In an interview with the Christian Broadcasting Network this week, Johnson expanded on the theme, describing an alleged Democratic plot to fix the electoral map. “It sounds like a conspiracy theory, but I think it’s actually true, that the ultimate design is to turn some of these illegals into voters for their cause and to change the census outcome in 2030,” Johnson said. “It sounds like some sort of crazy, you know, criminal design. And in my view it is.”
The former president’s stolen election narrative gathered pace on election night 2020, and at first appeared like a face-saving effort to salve his ego and to hide his embarrassment that he had lost to Biden. But within days, it had become a fully fledged effort to overturn a result that made Trump a one-term president. Two days after the election, Trump declared, “If you count the legal votes, I easily win. If you count the illegal votes, they can try to steal the election from us.”
From small beginnings, the conspiracy theory wreaked enormous damage, including the incitement of a mob attack on the US Capitol by Trump’s supporters in a bid to thwart the certification of Biden’s election victory on January 6, 2021. The ex-president’s attempt to steal the election from Biden led to two of his four criminal indictments. Trump’s campaign of falsehoods convinced millions of his supporters that he was ousted from office unfairly, damaging trust in the integrity of US democracy. And the falsehood has now become the backbone of another Trump presidential campaign as he dismisses efforts to enforce legal accountability for his alleged crimes as an attempt to Democrats to interfere in the 2024 election.
There’s barely a Trump event when he doesn’t renew his false claims of electoral fraud. So, one way for Republicans to build new credibility in his eyes is to give credence to his conspiracy theory.
Johnson badly needs Trump’s help. His speakership — propped up by the slimmest of majorities — is hanging by a thread. This week, he was humbled when 19 Republican lawmakers — including some key Trump allies like Florida Rep. Matt Gaetz – blocked a procedural vote on reauthorizing surveillance authorities on foreigners overseas that US intelligence agencies described as vital in the battle against terrorism. They were acting on the orders of Trump, who claims he was spied on by US espionage agencies in his 2016 campaign. The bill now looks set to pass after leadership cut the length of the authorization from five to two years on the assumption that Trump will win November’s election and can change it himself. “We just bought President Trump an at bat,” Gaetz told CNN.

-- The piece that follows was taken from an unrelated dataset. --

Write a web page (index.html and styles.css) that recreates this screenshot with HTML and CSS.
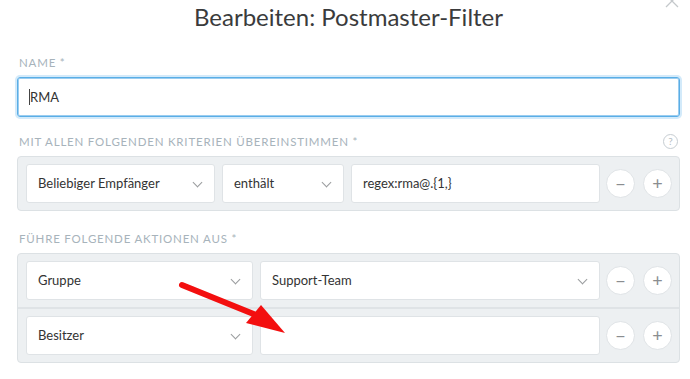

Johnson is facing an even more serious challenge from another Trump acolyte, Georgia Rep. Marjorie Taylor Greene, who has threatened to oust the speaker if he allows a vote on Biden’s long-delayed $60 billion arms and ammunition package for Ukraine. Greene is in regular contact with Trump and is often seen at his rallies. Johnson held a tense meeting with Greene this week that did little to ease her criticism, and he may be hoping that Trump’s influence could help.

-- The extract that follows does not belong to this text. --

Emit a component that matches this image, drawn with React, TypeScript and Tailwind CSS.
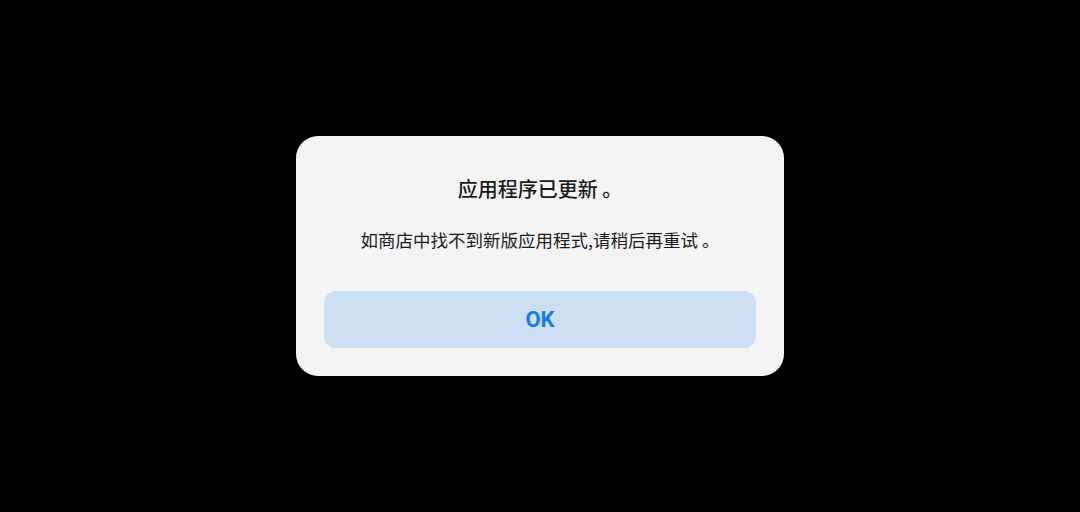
import React from 'react';

const App: React.FC = () => {
    return (
        <div
            className="w-[1080px] h-[512px] bg-black flex items-center justify-center"
            style={{ fontFamily: '"Noto Sans CJK SC", "Noto Sans", sans-serif' }}
        >
            <div className="w-[488px] h-[240px] bg-[#f4f4f4] rounded-[22px] flex flex-col items-center px-7 pt-[39px]">
                <h1 className="text-[20px] leading-[28px] font-medium text-[#1b1b1b]">应用程序已更新 。</h1>
                <p className="mt-[24px] text-[17.5px] leading-[26px] text-[#1b1b1b]">如商店中找不到新版应用程式,请稍后再重试 。</p>
                <button className="mt-[38px] w-full h-[57px] rounded-[12px] bg-[#cde0f3] text-[#1a7be6] text-[22px] font-bold font-['Roboto',sans-serif]">
                    OK
                </button>
            </div>
        </div>
    );
};

export default App;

But Greene warned Thursday that even if the former president endorsed Johnson in Mar-a-Lago on Friday, she’d continue her campaign against the speaker, arguing that any vote she called on replacing Johnson was an internal matter in the House. “Totally two separate issues. Hopefully they have a great meeting tomorrow,” Greene told CNN’s Manu Raju. Pressed on whether she would back down if Trump asked her to, the Georgia Republican dodged. “I support President Trump, I’m one of his biggest fighters here in Congress. He knows it, I love the president, he loves me, we’re fighting hard for him to win and that’s all that matters.”

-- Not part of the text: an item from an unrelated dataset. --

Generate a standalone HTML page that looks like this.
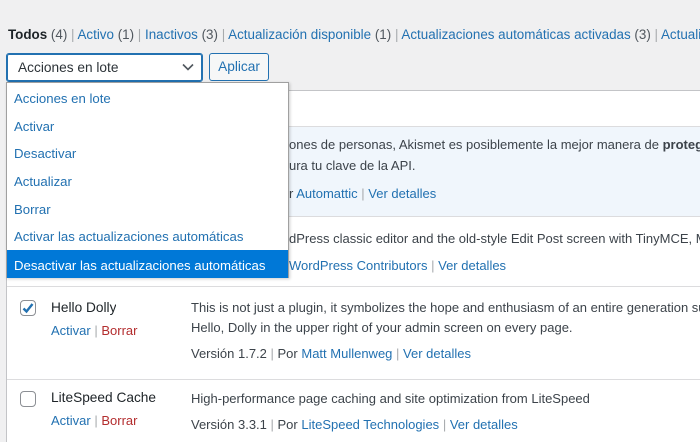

It is not immediately clear why Trump would welcome the chaos of yet another power struggle in the GOP majority in the House, which could deflect attention from his presidential election campaign and potentially hamper the chances of both he and House Republicans in November’s election.
So, he may have an incentive to stabilize Johnson’s leadership for now — although the former president’s political favors are notoriously fickle and can change at any moment depending on what best suits his own political needs. One person who found that out to his cost is Kevin McCarthy, the former House speaker who was kicked out last year in a revolt of far-right Republican members. The Californian did more than anyone to rehabilitate Trump’s political image, traveling to Florida to meet the ex-president while he was in disgrace weeks after the US Capitol riot. But when McCarthy — who did everything he could to please Trump — fell into mortal political peril last year, Trump made little effort to save him.
The ominous echo of a previous speaker’s visit to Trump’s ornate Mar-a-Lago estate will be resonating over Johnson’s pilgrimage on Friday.